Dengue is a mosquito-borne virus that infects over 400 million people worldwide each year and places “an immense public health and economic burden upon countries around the world, especially in tropical areas,” the researchers point out. They developed a real-time forecasting model for dengue hemorrhagic fever in the 77 provinces of Thailand, creating a practical and highly computational infrastructure that generated multi-step predictions of incidence every two weeks for 2014.
Reich says, “We set out to highlight the challenges of working with real data in real-time. The disease surveillance system in Thailand has been around for decades and is a treasure trove of data that can help us understand the dynamics of many diseases. By working closely with our collaborators in Thailand, we have developed a framework that can bring advanced modeling techniques to the inevitable messiness of real-time data.”

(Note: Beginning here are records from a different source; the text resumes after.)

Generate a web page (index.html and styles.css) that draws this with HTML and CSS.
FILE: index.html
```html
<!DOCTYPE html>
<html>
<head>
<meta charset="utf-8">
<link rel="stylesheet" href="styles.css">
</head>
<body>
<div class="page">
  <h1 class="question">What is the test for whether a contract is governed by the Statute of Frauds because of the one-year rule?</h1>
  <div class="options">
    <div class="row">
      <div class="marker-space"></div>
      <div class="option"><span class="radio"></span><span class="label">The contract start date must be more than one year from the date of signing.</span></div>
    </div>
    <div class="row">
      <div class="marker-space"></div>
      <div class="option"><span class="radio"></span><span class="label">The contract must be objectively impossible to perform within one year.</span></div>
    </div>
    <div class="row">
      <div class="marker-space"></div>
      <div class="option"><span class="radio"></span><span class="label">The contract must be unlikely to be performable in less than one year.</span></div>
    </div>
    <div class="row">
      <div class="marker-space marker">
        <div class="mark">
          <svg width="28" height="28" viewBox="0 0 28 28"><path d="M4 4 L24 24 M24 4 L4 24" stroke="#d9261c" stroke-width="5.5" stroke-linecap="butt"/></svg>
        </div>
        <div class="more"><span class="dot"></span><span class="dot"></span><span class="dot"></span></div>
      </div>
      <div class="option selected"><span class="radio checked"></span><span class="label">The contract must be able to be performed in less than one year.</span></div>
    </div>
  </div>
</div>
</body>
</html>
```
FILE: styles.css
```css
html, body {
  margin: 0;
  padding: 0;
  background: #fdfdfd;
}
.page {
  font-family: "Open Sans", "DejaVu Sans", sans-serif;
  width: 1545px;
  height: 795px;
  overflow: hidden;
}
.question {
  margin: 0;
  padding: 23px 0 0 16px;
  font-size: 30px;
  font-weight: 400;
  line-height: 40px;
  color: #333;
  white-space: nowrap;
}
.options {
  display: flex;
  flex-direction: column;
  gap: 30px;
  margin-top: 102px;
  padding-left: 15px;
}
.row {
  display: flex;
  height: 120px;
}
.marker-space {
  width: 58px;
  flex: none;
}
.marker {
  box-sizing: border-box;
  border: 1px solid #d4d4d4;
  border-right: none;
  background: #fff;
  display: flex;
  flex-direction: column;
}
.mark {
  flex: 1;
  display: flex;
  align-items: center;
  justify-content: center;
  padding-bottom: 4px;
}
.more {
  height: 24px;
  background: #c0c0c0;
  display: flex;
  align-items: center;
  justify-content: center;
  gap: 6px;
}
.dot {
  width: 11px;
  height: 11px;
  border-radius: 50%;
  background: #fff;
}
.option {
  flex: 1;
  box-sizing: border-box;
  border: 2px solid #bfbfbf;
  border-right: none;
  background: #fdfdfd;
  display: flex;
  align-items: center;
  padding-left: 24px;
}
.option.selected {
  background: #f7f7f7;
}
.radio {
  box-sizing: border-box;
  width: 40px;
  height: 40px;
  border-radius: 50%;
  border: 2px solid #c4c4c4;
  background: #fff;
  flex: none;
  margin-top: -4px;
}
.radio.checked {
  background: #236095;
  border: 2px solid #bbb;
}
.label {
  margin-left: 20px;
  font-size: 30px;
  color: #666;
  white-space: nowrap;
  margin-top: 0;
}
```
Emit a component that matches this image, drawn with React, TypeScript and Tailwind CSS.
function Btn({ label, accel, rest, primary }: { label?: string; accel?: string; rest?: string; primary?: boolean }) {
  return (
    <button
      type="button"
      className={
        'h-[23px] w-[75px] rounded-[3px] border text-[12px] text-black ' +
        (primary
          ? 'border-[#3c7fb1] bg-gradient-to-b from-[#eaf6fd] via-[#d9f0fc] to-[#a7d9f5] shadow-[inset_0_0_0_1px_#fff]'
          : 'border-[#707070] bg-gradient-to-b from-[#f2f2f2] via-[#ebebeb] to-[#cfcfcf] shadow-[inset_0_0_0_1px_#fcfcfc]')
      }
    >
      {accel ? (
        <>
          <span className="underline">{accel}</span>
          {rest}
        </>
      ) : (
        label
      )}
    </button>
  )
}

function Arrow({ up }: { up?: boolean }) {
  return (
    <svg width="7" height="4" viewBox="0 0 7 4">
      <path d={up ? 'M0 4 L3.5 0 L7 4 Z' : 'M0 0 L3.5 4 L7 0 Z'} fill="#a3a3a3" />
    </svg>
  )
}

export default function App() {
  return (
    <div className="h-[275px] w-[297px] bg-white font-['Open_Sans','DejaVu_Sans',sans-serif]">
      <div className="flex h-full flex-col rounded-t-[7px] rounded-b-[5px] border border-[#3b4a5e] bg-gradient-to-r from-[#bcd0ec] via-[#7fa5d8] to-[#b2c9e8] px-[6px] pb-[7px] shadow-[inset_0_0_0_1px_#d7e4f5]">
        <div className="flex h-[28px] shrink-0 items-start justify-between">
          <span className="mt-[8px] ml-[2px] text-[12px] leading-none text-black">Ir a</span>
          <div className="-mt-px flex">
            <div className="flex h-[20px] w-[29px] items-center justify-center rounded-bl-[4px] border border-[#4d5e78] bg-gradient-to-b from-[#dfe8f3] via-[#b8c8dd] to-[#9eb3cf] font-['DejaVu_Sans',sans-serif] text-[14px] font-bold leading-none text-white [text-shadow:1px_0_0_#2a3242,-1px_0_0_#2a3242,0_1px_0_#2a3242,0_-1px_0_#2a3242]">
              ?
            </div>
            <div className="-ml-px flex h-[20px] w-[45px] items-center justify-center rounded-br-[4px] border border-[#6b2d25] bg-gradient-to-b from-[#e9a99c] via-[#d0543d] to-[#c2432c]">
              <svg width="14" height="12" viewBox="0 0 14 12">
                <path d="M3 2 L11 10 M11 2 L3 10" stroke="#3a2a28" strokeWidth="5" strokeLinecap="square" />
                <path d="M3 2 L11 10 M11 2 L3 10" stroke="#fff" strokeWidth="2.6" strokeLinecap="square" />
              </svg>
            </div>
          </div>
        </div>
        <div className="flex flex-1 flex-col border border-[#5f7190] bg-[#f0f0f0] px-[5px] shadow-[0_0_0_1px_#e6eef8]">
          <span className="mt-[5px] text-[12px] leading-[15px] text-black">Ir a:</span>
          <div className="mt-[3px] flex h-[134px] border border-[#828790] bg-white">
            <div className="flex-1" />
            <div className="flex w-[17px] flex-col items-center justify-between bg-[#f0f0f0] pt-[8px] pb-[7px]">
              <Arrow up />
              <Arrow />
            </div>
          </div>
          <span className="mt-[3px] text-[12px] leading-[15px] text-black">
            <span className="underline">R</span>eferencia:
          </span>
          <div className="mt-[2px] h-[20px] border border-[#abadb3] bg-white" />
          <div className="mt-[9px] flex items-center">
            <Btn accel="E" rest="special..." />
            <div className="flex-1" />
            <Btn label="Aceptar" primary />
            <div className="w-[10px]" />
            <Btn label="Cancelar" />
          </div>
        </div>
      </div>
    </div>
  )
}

The researchers’ new “prediction pipeline,” which includes rigorously evaluated real-time predictions and a disease transmission model that takes into account spatial and temporal trends, should “enable existing prediction methods to reach their full potential in making an impact on public health decision-making and planning,” say Reich and colleagues at Bangkok’s Office of Disease Prevention, Thailand’s Ministry of Public Health, Johns Hopkins University and the University of Florida.
Ongoing results from this collaboration are being integrated into public health decision-making by the Ministry of Public Health in Thailand. Findings are presented to public health officials to inform decisions about public health resource allocation and where to implement targeted interventions, such as to prevent excessive mosquito breeding.
As Reich explains, the predictions presented in this work represent the team’s first attempt at predicting dengue in Thailand and show mixed performance across provinces. In three quarters of the provinces, their model makes better predictions than a seasonal baseline predicting two weeks into the future. In over half of the provinces, their model performs better at predicting disease incidence up to six weeks into the future.
The researchers also wanted to assess the degree to which delays in case reporting make long-range prediction a challenge, so they compared the performance of their real-time predictions with predictions made with fully reported data. “Basically, the fact that it takes a long time for some cases to be reported is one of the major challenges in this research. This is much different than influenza surveillance by the Centers for Disease Control and Prevention in the U.S. where after one to two weeks we know very precisely the current levels of flu. It sometimes takes us three to six months to have a good sense of what was going on in a Thai province at a particular time. This makes our job of predicting that much more difficult,” says Reich.
They learned “valuable lessons,” the researchers say, for implementing real-time predictions in the context of public health decision making. “Comparing our ‘fancy’ statistical models to conventional wisdom and making sure that they are adding value has been a key component of this work,” Reich says. “Everyone in Thailand knows that dengue tends to have strong seasonal patterns, just like influenza in the U.S. We wanted to very carefully assess the extent to which our models could add value above and beyond predicting just a seasonal average. We worked really hard to hold ourselves to a high standard for success, both highlighting the times when we were able to beat that baseline but also acknowledging when we didn’t.”
Overall, Reich and colleagues compared predictions from several different statistical models, identifying locations and times where their predictions were accurate.
“Broadly speaking, improving real-time predictions can enable more targeted, timely interventions and risk communication, both of which have a measurable impact on disease spread in epidemic and pandemic scenarios. It is vital that we continue to build knowledge about the best ways to make these forecasts and integrate them into public health decision-making,” they say.